# What you will do
Give back the full listing, character for character, with no pictures.

================

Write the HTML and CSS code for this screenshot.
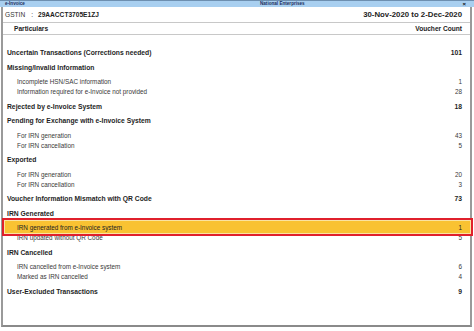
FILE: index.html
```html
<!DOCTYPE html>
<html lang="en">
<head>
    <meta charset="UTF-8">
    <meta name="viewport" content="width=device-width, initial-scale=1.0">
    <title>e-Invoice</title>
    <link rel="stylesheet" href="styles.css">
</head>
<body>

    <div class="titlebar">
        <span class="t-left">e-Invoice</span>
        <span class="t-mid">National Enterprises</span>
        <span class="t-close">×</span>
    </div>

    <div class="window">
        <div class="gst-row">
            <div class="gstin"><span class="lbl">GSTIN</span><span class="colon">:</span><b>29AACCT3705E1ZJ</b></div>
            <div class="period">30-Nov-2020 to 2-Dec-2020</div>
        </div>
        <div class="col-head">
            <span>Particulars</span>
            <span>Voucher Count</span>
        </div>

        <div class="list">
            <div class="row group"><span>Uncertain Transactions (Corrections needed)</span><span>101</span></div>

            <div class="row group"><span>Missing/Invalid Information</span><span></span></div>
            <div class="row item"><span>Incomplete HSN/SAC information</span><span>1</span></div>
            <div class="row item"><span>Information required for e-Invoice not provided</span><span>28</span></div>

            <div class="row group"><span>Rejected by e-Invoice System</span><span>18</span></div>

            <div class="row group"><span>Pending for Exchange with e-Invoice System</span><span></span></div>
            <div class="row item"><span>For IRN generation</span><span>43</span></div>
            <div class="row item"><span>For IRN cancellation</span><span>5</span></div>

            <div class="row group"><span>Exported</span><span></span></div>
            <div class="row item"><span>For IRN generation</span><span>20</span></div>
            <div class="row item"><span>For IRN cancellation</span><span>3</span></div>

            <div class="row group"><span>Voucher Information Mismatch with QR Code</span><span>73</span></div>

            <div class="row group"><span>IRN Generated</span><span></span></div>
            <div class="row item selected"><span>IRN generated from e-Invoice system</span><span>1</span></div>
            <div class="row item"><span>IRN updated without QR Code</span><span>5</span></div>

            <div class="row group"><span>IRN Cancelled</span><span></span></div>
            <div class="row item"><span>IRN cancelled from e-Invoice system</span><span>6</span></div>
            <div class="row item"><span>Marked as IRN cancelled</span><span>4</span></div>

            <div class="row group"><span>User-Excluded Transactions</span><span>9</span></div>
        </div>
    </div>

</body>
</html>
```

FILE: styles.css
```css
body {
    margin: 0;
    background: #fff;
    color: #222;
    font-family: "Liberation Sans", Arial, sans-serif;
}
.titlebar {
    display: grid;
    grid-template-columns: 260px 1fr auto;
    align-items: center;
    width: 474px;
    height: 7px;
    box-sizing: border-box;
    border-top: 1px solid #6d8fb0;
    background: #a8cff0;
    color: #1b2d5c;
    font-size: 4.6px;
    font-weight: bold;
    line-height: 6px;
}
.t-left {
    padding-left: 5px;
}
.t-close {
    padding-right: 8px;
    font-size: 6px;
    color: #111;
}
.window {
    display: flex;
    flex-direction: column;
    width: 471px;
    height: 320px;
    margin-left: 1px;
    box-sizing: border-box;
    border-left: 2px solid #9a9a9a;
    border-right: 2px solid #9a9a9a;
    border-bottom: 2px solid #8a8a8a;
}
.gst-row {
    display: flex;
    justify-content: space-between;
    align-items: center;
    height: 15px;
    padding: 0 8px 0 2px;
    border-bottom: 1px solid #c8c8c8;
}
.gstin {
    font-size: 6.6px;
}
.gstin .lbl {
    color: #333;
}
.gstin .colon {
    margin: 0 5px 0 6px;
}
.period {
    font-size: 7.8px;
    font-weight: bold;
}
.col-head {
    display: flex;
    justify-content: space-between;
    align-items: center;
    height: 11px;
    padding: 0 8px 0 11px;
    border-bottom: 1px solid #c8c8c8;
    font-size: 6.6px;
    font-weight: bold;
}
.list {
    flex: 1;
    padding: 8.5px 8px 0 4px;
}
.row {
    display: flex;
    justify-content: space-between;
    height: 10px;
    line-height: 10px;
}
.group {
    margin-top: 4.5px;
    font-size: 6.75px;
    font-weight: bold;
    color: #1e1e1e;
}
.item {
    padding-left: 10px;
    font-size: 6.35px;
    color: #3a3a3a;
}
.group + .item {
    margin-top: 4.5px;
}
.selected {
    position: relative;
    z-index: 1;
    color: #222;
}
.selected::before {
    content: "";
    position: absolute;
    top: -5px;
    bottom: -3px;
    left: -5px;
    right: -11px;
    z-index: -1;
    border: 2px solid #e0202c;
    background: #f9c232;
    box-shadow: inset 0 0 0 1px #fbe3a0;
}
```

================

# Task solution
Write the HTML and CSS code for this screenshot.
FILE: index.html
```html
<!DOCTYPE html>
<html lang="en">
<head>
    <meta charset="UTF-8">
    <meta name="viewport" content="width=device-width, initial-scale=1.0">
    <title>e-Invoice</title>
    <link rel="stylesheet" href="styles.css">
</head>
<body>

    <div class="titlebar">
        <span class="t-left">e-Invoice</span>
        <span class="t-mid">National Enterprises</span>
        <span class="t-close">×</span>
    </div>

    <div class="window">
        <div class="gst-row">
            <div class="gstin"><span class="lbl">GSTIN</span><span class="colon">:</span><b>29AACCT3705E1ZJ</b></div>
            <div class="period">30-Nov-2020 to 2-Dec-2020</div>
        </div>
        <div class="col-head">
            <span>Particulars</span>
            <span>Voucher Count</span>
        </div>

        <div class="list">
            <div class="row group"><span>Uncertain Transactions (Corrections needed)</span><span>101</span></div>

            <div class="row group"><span>Missing/Invalid Information</span><span></span></div>
            <div class="row item"><span>Incomplete HSN/SAC information</span><span>1</span></div>
            <div class="row item"><span>Information required for e-Invoice not provided</span><span>28</span></div>

            <div class="row group"><span>Rejected by e-Invoice System</span><span>18</span></div>

            <div class="row group"><span>Pending for Exchange with e-Invoice System</span><span></span></div>
            <div class="row item"><span>For IRN generation</span><span>43</span></div>
            <div class="row item"><span>For IRN cancellation</span><span>5</span></div>

            <div class="row group"><span>Exported</span><span></span></div>
            <div class="row item"><span>For IRN generation</span><span>20</span></div>
            <div class="row item"><span>For IRN cancellation</span><span>3</span></div>

            <div class="row group"><span>Voucher Information Mismatch with QR Code</span><span>73</span></div>

            <div class="row group"><span>IRN Generated</span><span></span></div>
            <div class="row item selected"><span>IRN generated from e-Invoice system</span><span>1</span></div>
            <div class="row item"><span>IRN updated without QR Code</span><span>5</span></div>

            <div class="row group"><span>IRN Cancelled</span><span></span></div>
            <div class="row item"><span>IRN cancelled from e-Invoice system</span><span>6</span></div>
            <div class="row item"><span>Marked as IRN cancelled</span><span>4</span></div>

            <div class="row group"><span>User-Excluded Transactions</span><span>9</span></div>
        </div>
    </div>

</body>
</html>
```

FILE: styles.css
```css
body {
    margin: 0;
    background: #fff;
    color: #222;
    font-family: "Liberation Sans", Arial, sans-serif;
}
.titlebar {
    display: grid;
    grid-template-columns: 260px 1fr auto;
    align-items: center;
    width: 474px;
    height: 7px;
    box-sizing: border-box;
    border-top: 1px solid #6d8fb0;
    background: #a8cff0;
    color: #1b2d5c;
    font-size: 4.6px;
    font-weight: bold;
    line-height: 6px;
}
.t-left {
    padding-left: 5px;
}
.t-close {
    padding-right: 8px;
    font-size: 6px;
    color: #111;
}
.window {
    display: flex;
    flex-direction: column;
    width: 471px;
    height: 320px;
    margin-left: 1px;
    box-sizing: border-box;
    border-left: 2px solid #9a9a9a;
    border-right: 2px solid #9a9a9a;
    border-bottom: 2px solid #8a8a8a;
}
.gst-row {
    display: flex;
    justify-content: space-between;
    align-items: center;
    height: 15px;
    padding: 0 8px 0 2px;
    border-bottom: 1px solid #c8c8c8;
}
.gstin {
    font-size: 6.6px;
}
.gstin .lbl {
    color: #333;
}
.gstin .colon {
    margin: 0 5px 0 6px;
}
.period {
    font-size: 7.8px;
    font-weight: bold;
}
.col-head {
    display: flex;
    justify-content: space-between;
    align-items: center;
    height: 11px;
    padding: 0 8px 0 11px;
    border-bottom: 1px solid #c8c8c8;
    font-size: 6.6px;
    font-weight: bold;
}
.list {
    flex: 1;
    padding: 8.5px 8px 0 4px;
}
.row {
    display: flex;
    justify-content: space-between;
    height: 10px;
    line-height: 10px;
}
.group {
    margin-top: 4.5px;
    font-size: 6.75px;
    font-weight: bold;
    color: #1e1e1e;
}
.item {
    padding-left: 10px;
    font-size: 6.35px;
    color: #3a3a3a;
}
.group + .item {
    margin-top: 4.5px;
}
.selected {
    position: relative;
    z-index: 1;
    color: #222;
}
.selected::before {
    content: "";
    position: absolute;
    top: -5px;
    bottom: -3px;
    left: -5px;
    right: -11px;
    z-index: -1;
    border: 2px solid #e0202c;
    background: #f9c232;
    box-shadow: inset 0 0 0 1px #fbe3a0;
}
```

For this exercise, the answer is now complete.